Tomorrow I leave for the SHARP conference at Scripps College in Claremont, California, where it looks like the weather will be hot, but not humid. I feel pretty good about my paper, in which I position John Wesley’s monthly Arminian Magazine (initiated in 1778) as an interesting case study for considering the institutional and social milieu in which religious publications were produced, distributed, and consumed in eighteenth-century England.
Working on this paper has forced me to reconsider some of the key assumptions I was holding regarding the unifying power of print and specifically of periodicals. Benedict Anderson attributes a great deal of this sort of power to newspapers, but the example of Wesley’s magazine argues against this assumption. By endorsing and vehemently propagating dissenting opinions, periodicals can fragment readers as much as they might unify. Much work remains for me to consider religious affiliation alongside nationalism. This is a good thing.
Meanwhile, I’m also thinking ahead to the paper I’ll be giving at the annual meeting of the Midwestern American Society for Eighteenth-Century Studies in Chicago this November.
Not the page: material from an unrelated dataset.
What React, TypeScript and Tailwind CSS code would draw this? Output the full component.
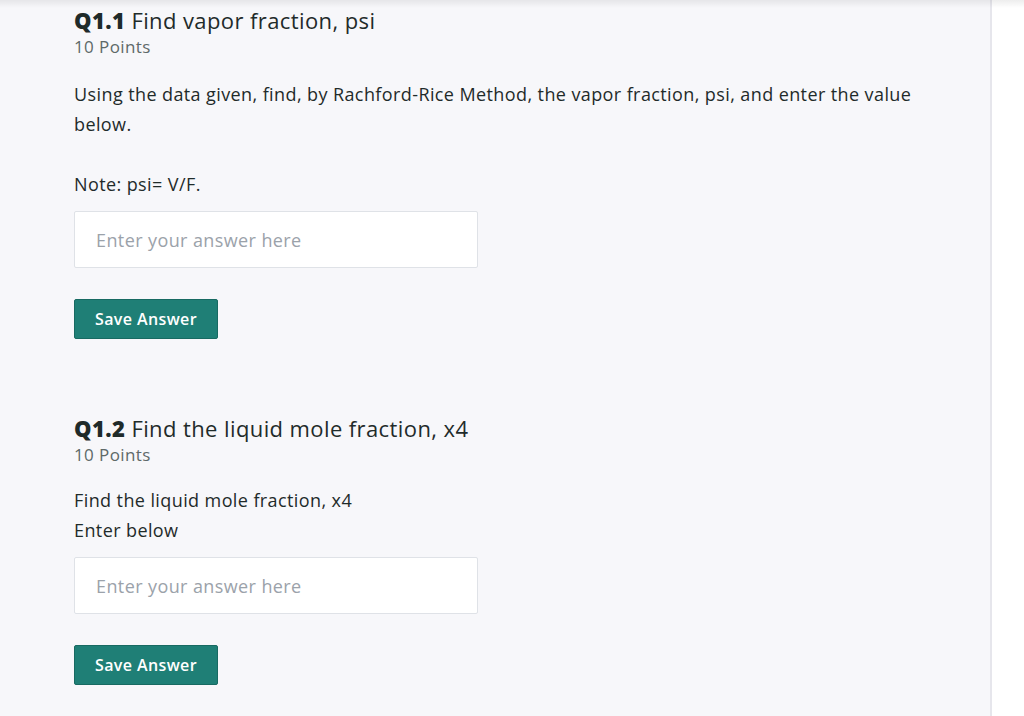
export default function App() {
  const questions = [
    {
      num: 'Q1.1',
      title: 'Find vapor fraction, psi',
      body: (
        <>
          <p className="mt-[19px] max-w-[860px] leading-[30px]">
            Using the data given, find, by Rachford-Rice Method, the vapor fraction, psi, and enter the value below.
          </p>
          <p className="mt-[30px] leading-[30px]">Note: psi= V/F.</p>
        </>
      ),
    },
    {
      num: 'Q1.2',
      title: 'Find the liquid mole fraction, x4',
      body: (
        <div className="mt-[17px] leading-[30px]">
          <p>Find the liquid mole fraction, x4</p>
          <p>Enter below</p>
        </div>
      ),
    },
  ]

  return (
    <div
      className="relative flex h-[716px] w-full overflow-hidden bg-white text-[#1f2b2a] tracking-[0.4px]"
      style={{ fontFamily: '"Open Sans", Arial, sans-serif' }}
    >
      {/* top shadow */}
      <div className="pointer-events-none absolute inset-x-0 top-0 h-[8px] bg-gradient-to-b from-black/[0.07] to-transparent" />

      <div className="w-[992px] shrink-0 border-r-2 border-[#e6e6ec] bg-[#f7f7fa] pl-[74px] pt-[6px] text-[18px]">
        {questions.map((q, i) => (
          <section key={q.num} className={i === 0 ? '' : 'mt-[75px]'}>
            <h2 className="text-[22px] leading-[28px]">
              <span className="font-extrabold">{q.num}</span> {q.title}
            </h2>
            <div className="text-[17px] leading-[26px] text-[#5e6968]">10 Points</div>
            {q.body}
            <input
              type="text"
              placeholder="Enter your answer here"
              className="mt-[12px] block h-[57px] w-[404px] rounded-[2px] border border-[#dfe2e7] bg-white px-[21px] text-[18px] tracking-[0.4px] text-[#1f2b2a] outline-none placeholder:text-[#9ba2aa]"
            />
            <button className="mt-[31px] block h-[40px] w-[144px] rounded-[2px] border border-[#186a62] bg-[#1f7f76] text-[16px] font-semibold tracking-[0.4px] text-white">
              Save Answer
            </button>
          </section>
        ))}
      </div>
    </div>
  )
}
My paper is entitled “Comic Anxiety and Anxious Comedy: Anti-Methodist Satire on Stage, in Print, and in Person.”
“Anxiety” is one of those words that everyone seems to be using lately with regard to new media, new technologies, and their impact. It’s also used by those who wrote about the impact of print in the eighteenth century and about the reaction to Methodism. But what exactly does the word mean? I’d like to interrogate this term and see if we might complicate what we think we mean by our use of it. And what relationship does it have to laughter?
Among the definitions in The Oxford English Dictionary for “anxious” is the following:
a. Troubled or uneasy in mind about some uncertain event; being in painful or disturbing suspense; concerned, solicitous.b. Const., of an issue dreaded (obs.); for an issue desired; about a thing or person involved in uncertain issues.
And the OED definition of “anxiety” includes these:
- The quality or state of being anxious; uneasiness or trouble of mind about some uncertain event; solicitude, concern.
- Strained or solicitous desire (for or to effect some purpose).
What I find interesting is the mixture of a positive and negative; hope that something will not happen joined perhaps with hope that it will. I’ve really only just begun to think about this issue, and I would appreciate any recommendations for further reading.